Entretanto, em pelo menos um ponto parece-me haver uma ligação entre um movimento e outro: o anseio por uma ascensão social. Atualmente muito mais atrelada apenas às conquistas econômicas. Nesse sentido, o segundo plano dado à educação - aliada à formação de identidade, ou identidades - parece fornecer indícios que contribuam para uma melhor compreensão dessa situação.

 


(1). Cf. Fischmann, Roseli. “Educação, democracia e a questão dos valores culturais”, 1996

(2). Queiroz, Maria I. Pereira de “Identidade cultural, identidade nacional no Brasil”, 1989

(3). Cf. Cardoso, Ruth C. L. “O papel das Associações juvenis na aculturação dos japoneses”, 1959, p.101.

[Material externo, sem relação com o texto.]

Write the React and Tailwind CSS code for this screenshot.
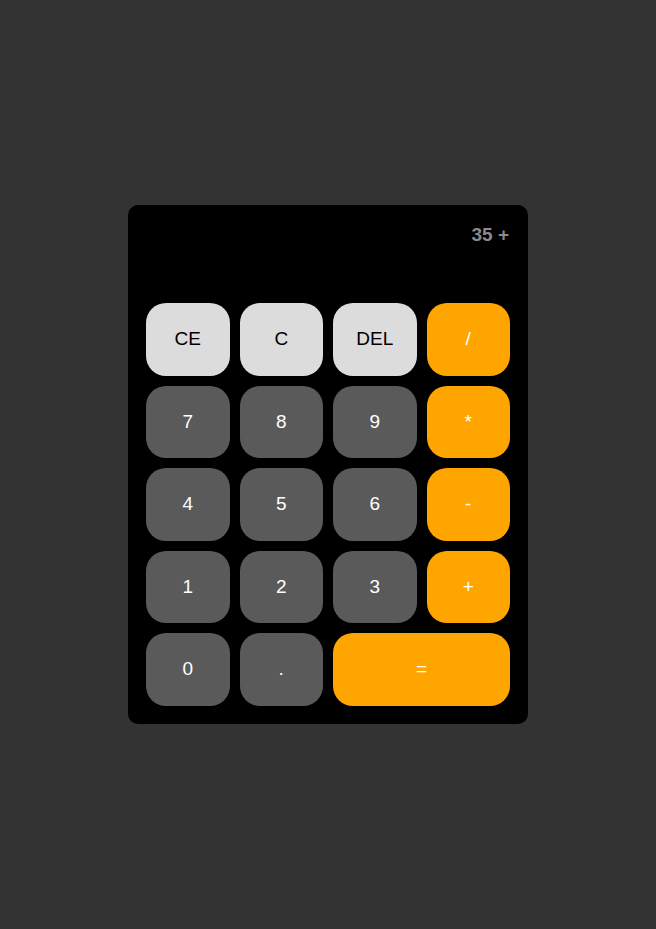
export default function App() {
  const light = "bg-[#dcdcdd] text-black";
  const dark = "bg-[#5a5a5a] text-white";
  const orange = "bg-[#ffa500] text-white";
  const keys = [
    ["CE", light], ["C", light], ["DEL", light], ["/", orange],
    ["7", dark], ["8", dark], ["9", dark], ["*", orange],
    ["4", dark], ["5", dark], ["6", dark], ["-", orange],
    ["1", dark], ["2", dark], ["3", dark], ["+", orange],
    ["0", dark], [".", dark],
  ];
  return (
    <div className="min-h-screen w-full bg-[#333333] flex items-center justify-center" style={{ fontFamily: '"Liberation Sans", Arial, sans-serif' }}>
      <div className="w-[400px] bg-black rounded-[10px] p-[18px]">
        <div className="h-[80px] text-right text-[19px] font-bold text-[#8a8a8a] leading-[22px] pt-[1px] pr-[1px]">35 +</div>
        <div className="grid grid-cols-4 gap-[10px]">
          {keys.map(([k, c]) => (
            <button key={k} className={`${c} h-[72.6px] rounded-[20px] text-[19px] flex items-center justify-center`}>{k}</button>
          ))}
          <button className={`${orange} col-span-2 h-[72.6px] rounded-[20px] text-[19px] flex items-center justify-center`}>=</button>
        </div>
      </div>
    </div>
  );
}
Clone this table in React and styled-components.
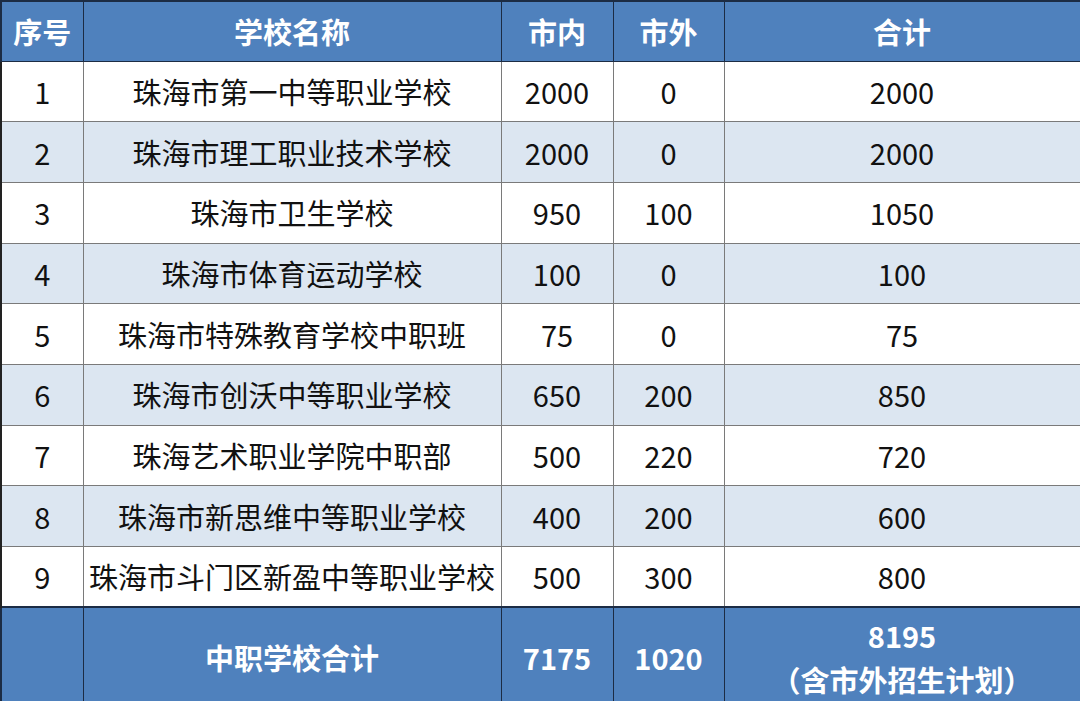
import React from 'react'
import styled, { createGlobalStyle } from 'styled-components'

const GlobalStyle = createGlobalStyle`
  html, body {
    margin: 0;
    padding: 0;
    background: #fff;
    overflow: hidden;
  }
  body {
    font-family: "Noto Sans CJK SC", "Noto Sans", sans-serif;
  }
`;

const widths = [82, 418, 112, 111, 357];
const headers = ['序号', '学校名称', '市内', '市外', '合计'];

const rows = [
  [1, '珠海市第一中等职业学校', 2000, 0, 2000],
  [2, '珠海市理工职业技术学校', 2000, 0, 2000],
  [3, '珠海市卫生学校', 950, 100, 1050],
  [4, '珠海市体育运动学校', 100, 0, 100],
  [5, '珠海市特殊教育学校中职班', 75, 0, 75],
  [6, '珠海市创沃中等职业学校', 650, 200, 850],
  [7, '珠海艺术职业学院中职部', 500, 220, 720],
  [8, '珠海市新思维中等职业学校', 400, 200, 600],
  [9, '珠海市斗门区新盈中等职业学校', 500, 300, 800],
];

export default function App() {
  return (
    <>
      <GlobalStyle />
      <Table>
        <colgroup>
          {widths.map((w, i) => <Col key={i} $w={w} />)}
        </colgroup>
        <thead>
          <HeadRow>
            {headers.map(h => <th key={h}>{h}</th>)}
          </HeadRow>
        </thead>
        <tbody>
          {rows.map((r, i) => (
            <BodyRow key={r[0]} $alt={i % 2 === 1}>
              {r.map((c, j) => <td key={j}>{c}</td>)}
            </BodyRow>
          ))}
          <FootRow>
            <td></td>
            <td>中职学校合计</td>
            <td>7175</td>
            <td>1020</td>
            <td>
              <TotalLine>8195</TotalLine>
              <TotalLine>（含市外招生计划）</TotalLine>
            </td>
          </FootRow>
        </tbody>
      </Table>
    </>
  )
}

const Table = styled.table`
  width: 1080px;
  table-layout: fixed;
  border-collapse: collapse;
  color: #111;
  font-size: 29px;
  text-align: center;
  td, th {
    padding: 0;
    white-space: nowrap;
  }
`;

const Col = styled.col`
  width: ${p => p.$w}px;
`;

const HeadRow = styled.tr`
  height: 60px;
  background: #4f81bd;
  color: #fff;
  th {
    font-weight: 700;
    line-height: 1;
    border: 1.5px solid #1c2c44;
    border-top: 2px solid #1c2c44;
  }
  th:first-child { border-left: 2px solid #1c2c44; }
  th:last-child { border-right: 3px solid #1c2c44; }
`;

const BodyRow = styled.tr`
  height: 60.7px;
  background: ${p => (p.$alt ? '#dce6f1' : '#fff')};
  td {
    border: 1.5px solid #7a7a7a;
    line-height: 1;
  }
  td:first-child { border-left: 2px solid #222; }
  td:last-child { border-right: 3px solid #222; }
`;

const FootRow = styled.tr`
  height: 100px;
  background: #4f81bd;
  color: #fff;
  td {
    font-weight: 700;
    border: 1.5px solid #1c2c44;
    border-top: 2px solid #1c2c44;
  }
  td:first-child { border-left: 2px solid #1c2c44; }
  td:last-child { border-right: 3px solid #1c2c44; }
`;

const TotalLine = styled.div`
  line-height: 44px;
`;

(4). Demartini, Zeila de Brito Fabri. “São Paulo no início do século e suas escolas diferenciadas”. Ciência e Cultura (Revista da Sociedade Brasileira para o Progresso da Ciência), 41(10): 981-995, outubro (1989)

(5). Cardoso, Ruth C. Leite. “Estrutura familiar e mobilidade social”, 1995

(6). Ibidem, p.24

(7). Demartini, Zeila de Brito Fabri. cit., p.984

(8). Cf. Cardoso, cit, 1995, especialmente p.113-149

(9). Ibidem, p.126

(10). Cf. Goffman, E. “A elaboração da face - uma análise dos elementos rituais na interação social” In: FIGUEIRA, Sérvulo Augusto (org.). Psicanálise e Ciências Sociais. Rio de Janeiro: Francisco Alves Ed. Coloca que “Por elaboração da face pretendo designar as ações através das quais uma pessoa é capaz de tornar qualquer coisa que esteja fazendo consistente com a face. Esta elaboração serve para contrabalançar ‘incidentes’ - isto é, eventos cujas implicações simbólicas efetivas ameaçam a face ...” (p.82)

(11). Idem, p.62

(12). Aith, Marcio. “Brasileiros abandonam estudos no Japão” Folha de S. Paulo, 1º caderno, p.14, 04/01/99.